Briggs also encounters several military types who are less than stunning examples of the services, from the sentry at the base gate (“Think about it. What are the odds I’m ISIS?”) to Bill Burr’s cop, all conciliatory until Briggs registers the wrong tone in recognition of his army background (“Oh, you were an MP?”) The flipside to this is Ethan Suplee’s master philosopher former colleague, now spewing embarrassing nuggets of self-help (“When he stopped struggling, I realised I could stop struggling too” of his own service dog; “At the end of the day, the hardest thing is knocking on a friend’s door”; and suggesting moderation at the idea the homeless person Briggs encounters wasn’t ex-forces – “You never know in places like that who served”).

Dog is fairly rudimentary stuff, then, as are most of the attempts at comedy: Briggs not once but twice encounters hippy types who confound him rather (but if he joins in doubt with Kevin Nash’s pot grower over the latter’s wife successfully channelling Lulu’s feelings and intentions, it turns out she does appear to like a mattress, the Indian food less so).
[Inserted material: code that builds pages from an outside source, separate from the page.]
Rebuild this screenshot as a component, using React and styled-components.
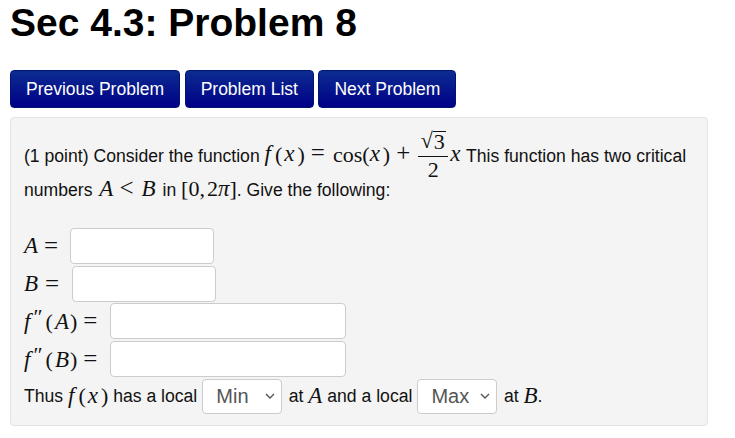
import React from 'react';
import styled, { createGlobalStyle } from 'styled-components';

const GlobalStyle = createGlobalStyle`
  body {
    margin: 0;
    background: #fff;
    color: #000;
    font-family: "Liberation Sans", Arial, sans-serif;
  }
`;

const Page = styled.div`
  width: 698px;
  padding: 3px 10px;
`;

const Title = styled.h1`
  margin: 0;
  font-size: 39px;
  line-height: 40px;
  font-weight: bold;
`;

const Nav = styled.div`
  display: flex;
  gap: 4.5px;
  margin-top: 27px;
`;

const NavButton = styled.button`
  height: 38px;
  padding: 0 15px;
  font: 17.5px "Liberation Sans", Arial, sans-serif;
  color: #fff;
  background: linear-gradient(#0c2c90, #000088);
  border: 1px solid #00166e;
  border-radius: 4px;
  cursor: pointer;
`;

const Well = styled.div`
  margin-top: 9px;
  height: 309px;
  box-sizing: border-box;
  background: #f4f4f4;
  border: 1px solid #e3e3e3;
  border-radius: 4px;
  padding: 12.5px 13px;
  font-size: 17.6px;
  color: #111;
`;

const Line = styled.div`
  white-space: nowrap;
  line-height: 20px;
  margin-top: ${p => p.$mt || 0}px;
`;

const Mi = styled.span`
  font-family: "Liberation Serif", "Times New Roman", serif;
  font-style: italic;
  font-size: 23px;
  margin-left: ${p => p.$l || 0}px;
  margin-right: ${p => p.$r || 0}px;
`;

const Mo = styled.span`
  font-family: "Liberation Serif", "Times New Roman", serif;
  font-size: ${p => p.$size || 22}px;
  margin-left: ${p => p.$l || 0}px;
  margin-right: ${p => p.$r || 0}px;
`;

const Frac = styled.span`
  display: inline-flex;
  flex-direction: column;
  align-items: center;
  vertical-align: 13.5px;
  width: 30px;
  font-family: "Liberation Serif", "Times New Roman", serif;
  font-size: 22px;
  line-height: 20px;
`;

const Numer = styled.span`
  display: flex;
  align-items: flex-end;
  margin-bottom: 5px;
`;

const Denom = styled.span`
  margin-top: 3px;
`;

const Bar = styled.span`
  align-self: stretch;
  height: 1px;
  background: #111;
`;

const Radicand = styled.span`
  border-top: 1.2px solid #111;
  line-height: 19px;
  padding: 0 1px;
`;

const Rows = styled.div`
  display: flex;
  flex-direction: column;
  margin-top: 28px;
`;

const Row = styled.div`
  display: flex;
  align-items: center;
  height: 37.5px;
  white-space: pre;
`;

const Field = styled.input`
  width: ${p => p.$w}px;
  height: 36px;
  box-sizing: border-box;
  margin-left: 8px;
  border: 1px solid #ccc;
  border-radius: 4px;
  background: #fff;
  font-size: 16px;
`;

const Select = styled.span`
  display: inline-flex;
  align-items: center;
  justify-content: space-between;
  width: 80px;
  height: 35px;
  box-sizing: border-box;
  margin-left: 5px;
  margin-right: 6.5px;
  padding: 0 6px 0 13px;
  border: 1px solid #ccc;
  border-radius: 4px;
  background: #fff;
  font-size: 20px;
  color: #555;
`;

const Chevron = () => (
  <svg width="10" height="6" viewBox="0 0 10 6">
    <path d="M1 1 L5 5 L9 1" fill="none" stroke="#555" strokeWidth="1.4" />
  </svg>
);

const Prime = styled.span`
  font-family: "Liberation Serif", serif;
  font-size: 22px;
  position: relative;
  top: -5px;
  margin-left: 3px;
  margin-right: 3px;
`;

const Fpp = ({ v }) => (
  <span>
    <Mi>f</Mi><Prime>″</Prime><Mo>(</Mo><Mi $l={2}>{v}</Mi><Mo $l={1}>)</Mo><Mo $size={25} $l={6} $r={5}>=</Mo>
  </span>
);

const Dropdown = ({ value }) => (
  <Select>
    {value}
    <Chevron />
  </Select>
);

export default function App() {
  return (
    <Page>
      <GlobalStyle />
      <Title>Sec 4.3: Problem 8</Title>
      <Nav>
        <NavButton>Previous Problem</NavButton>
        <NavButton>Problem List</NavButton>
        <NavButton>Next Problem</NavButton>
      </Nav>
      <Well>
        <Line>
          (1 point) Consider the function <Mi $r={4}>f</Mi><Mo>(</Mo><Mi $l={2} $r={3}>x</Mi><Mo>)</Mo>
          <Mo $size={25} $l={6} $r={8}>=</Mo><Mo>cos(</Mo><Mi $r={3}>x</Mi><Mo>)</Mo><Mo $size={25} $l={6} $r={8}>+</Mo>
          <Frac>
            <Numer>√<Radicand>3</Radicand></Numer>
            <Bar />
            <Denom>2</Denom>
          </Frac>
          <Mi $l={2} $r={1}>x</Mi> This function has two critical
        </Line>
        <Line $mt={-2}>
          numbers <Mi $l={2} $r={1}>A</Mi><Mo $size={25} $l={5} $r={8}>&lt;</Mo><Mi $r={2}>B</Mi> in <Mo>[</Mo><Mo $r={2}>0,</Mo><Mo>2</Mo><Mi>π</Mi><Mo>]</Mo>. Give the following:
        </Line>
        <Rows>
          <Row>
            <Mi>A</Mi><Mo $size={25} $l={6} $r={4}>=</Mo>
            <Field $w={144} />
          </Row>
          <Row>
            <Mi $r={1}>B</Mi><Mo $size={25} $l={6} $r={5}>=</Mo>
            <Field $w={144} />
          </Row>
          <Row>
            <Fpp v="A" />
            <Field $w={236} />
          </Row>
          <Row>
            <Fpp v="B" />
            <Field $w={236} />
          </Row>
          <Row>
            Thus <Mi $r={4}>f</Mi><Mo>(</Mo><Mi $l={2} $r={3}>x</Mi><Mo>)</Mo> has a local
            <Dropdown value="Min" />
            at <Mi>A</Mi> and a local
            <Dropdown value="Max" />
            at <Mi>B</Mi>.
          </Row>
        </Rows>
      </Well>
    </Page>
  );
}
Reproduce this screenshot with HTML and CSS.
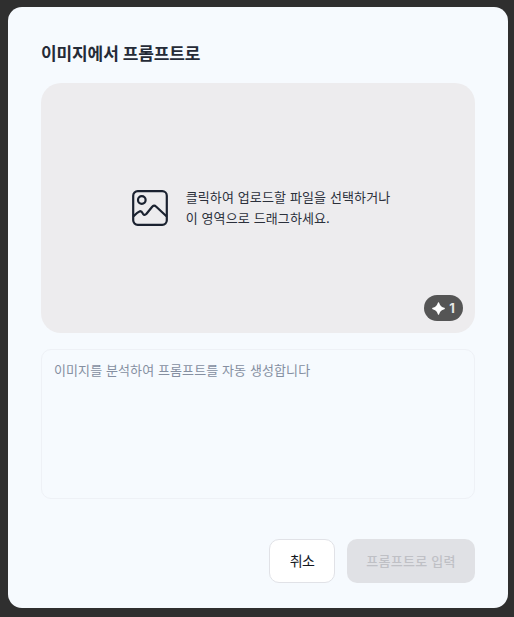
FILE: index.html
```html
<!DOCTYPE html>
<html lang="ko">
<head>
    <meta charset="UTF-8">
    <meta name="viewport" content="width=device-width, initial-scale=1.0">
    <title>이미지에서 프롬프트로</title>
    <link rel="stylesheet" href="styles.css">
</head>
<body>
    <div class="modal">
        <h2 class="title">이미지에서 프롬프트로</h2>

        <div class="dropzone">
            <div class="drop-content">
                <svg class="drop-icon" width="38" height="38" viewBox="0 0 38 38" fill="none" stroke="#1b2230" stroke-width="2.2" stroke-linecap="round" stroke-linejoin="round">
                    <rect x="2.2" y="2.2" width="33.6" height="33.6" rx="4.5"/>
                    <circle cx="10.8" cy="11" r="3.8"/>
                    <path d="M2.8 27 Q6.5 23 9 22.2 Q10.5 22 12 24.8 Q13.5 27 15.5 24.8 L21 18 Q23 15.5 25 17.5 L35.2 27"/>
                </svg>
                <p class="drop-text">클릭하여 업로드할 파일을 선택하거나<br>이 영역으로 드래그하세요.</p>
            </div>
            <div class="credit-badge">
                <svg width="13" height="13" viewBox="0 0 13 13"><path fill="#fff" d="M6.5 0.8 C7.2 3.8 8.8 5.6 12.2 6.5 C8.8 7.4 7.2 9.2 6.5 12.2 C5.8 9.2 4.2 7.4 0.8 6.5 C4.2 5.6 5.8 3.8 6.5 0.8 Z" stroke="#fff" stroke-width="1.3" stroke-linejoin="round"/></svg>
                <span>1</span>
            </div>
        </div>

        <textarea class="prompt-input" placeholder="이미지를 분석하여 프롬프트를 자동 생성합니다"></textarea>

        <div class="actions">
            <button type="button" class="btn btn-cancel">취소</button>
            <button type="button" class="btn btn-submit" disabled>프롬프트로 입력</button>
        </div>
    </div>
</body>
</html>
```

FILE: styles.css
```css
* {
    margin: 0;
    padding: 0;
    box-sizing: border-box;
    font-family: Inter, "Noto Sans CJK KR", sans-serif;
}

body {
    background: #2f2f2f;
    width: 514px;
    height: 617px;
    overflow: hidden;
    padding: 7px 6px 9px 8px;
}

.modal {
    background: #f6fafe;
    width: 500px;
    height: 601px;
    border-radius: 14px;
    padding: 33px 33px 25px;
    display: flex;
    flex-direction: column;
}

.title {
    font-size: 17px;
    line-height: 28px;
    font-weight: 700;
    letter-spacing: -0.1px;
    color: #252b37;
    margin-bottom: 15px;
}

.dropzone {
    position: relative;
    height: 250px;
    background: #edecee;
    border-radius: 20px;
    display: flex;
    justify-content: center;
    align-items: center;
    flex-shrink: 0;
}

.drop-content {
    display: flex;
    align-items: center;
    gap: 17px;
    margin-top: -1px;
    margin-left: 5px;
}

.drop-text {
    font-size: 13px;
    line-height: 21px;
    letter-spacing: 0.12px;
    color: #2b303b;
}

.credit-badge {
    position: absolute;
    right: 12px;
    bottom: 12px;
    width: 39px;
    height: 26px;
    border-radius: 13px;
    background: #555555;
    color: #e6e6e6;
    display: flex;
    align-items: center;
    justify-content: center;
    gap: 4px;
    font-size: 13px;
    font-weight: 700;
}

.prompt-input {
    display: block;
    width: 100%;
    height: 150px;
    flex-shrink: 0;
    margin-top: 16px;
    padding: 11px 12px;
    background: transparent;
    border: 1px solid #eef1f6;
    border-radius: 10px;
    font-size: 13px;
    line-height: 18px;
    letter-spacing: 0.1px;
    color: #2b303b;
    resize: none;
    outline: none;
}

.prompt-input::placeholder {
    color: #858fa1;
    opacity: 1;
}

.actions {
    display: flex;
    justify-content: flex-end;
    gap: 12px;
    margin-top: 40px;
}

.btn {
    height: 44px;
    border-radius: 10px;
    font-size: 13px;
    letter-spacing: 0.3px;
    padding-bottom: 2px;
}

.btn-cancel {
    width: 66px;
    background: #ffffff;
    border: 1px solid #e1e2e7;
    color: #14181f;
    font-size: 14px;
    letter-spacing: -0.6px;
}

.btn-submit {
    width: 128px;
    background: #e0e1e5;
    border: none;
    color: #bfc0c5;
    font-weight: 500;
}
```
This couple are shown to be flaky but genuine and also living off-grid, which might be seen as bucking the prevailing trend.

But rather than a woke take down, basic decency and understanding appear to be the priority; that much is announced at the fast-food place at the outset. Dog offers an Eastwood-esque road trip of gentle growth, basically. Imagine The Mule, but with forty years younger Channing, who doesn’t pleasure a couple of eager prostitutes who never had it so good. This basic template is common, hence Pig and its more subdued, incremental learning curve (if less upbeat and more marginal for Pig). If an emphasis on honest communication and understanding, per Tatum’s soundbite, makes Dog anti-woke, it’s guilty as charged. Otherwise, this is simply a throwback to the kind of dramedy you wouldn’t have given a second thought to a couple of decades ago.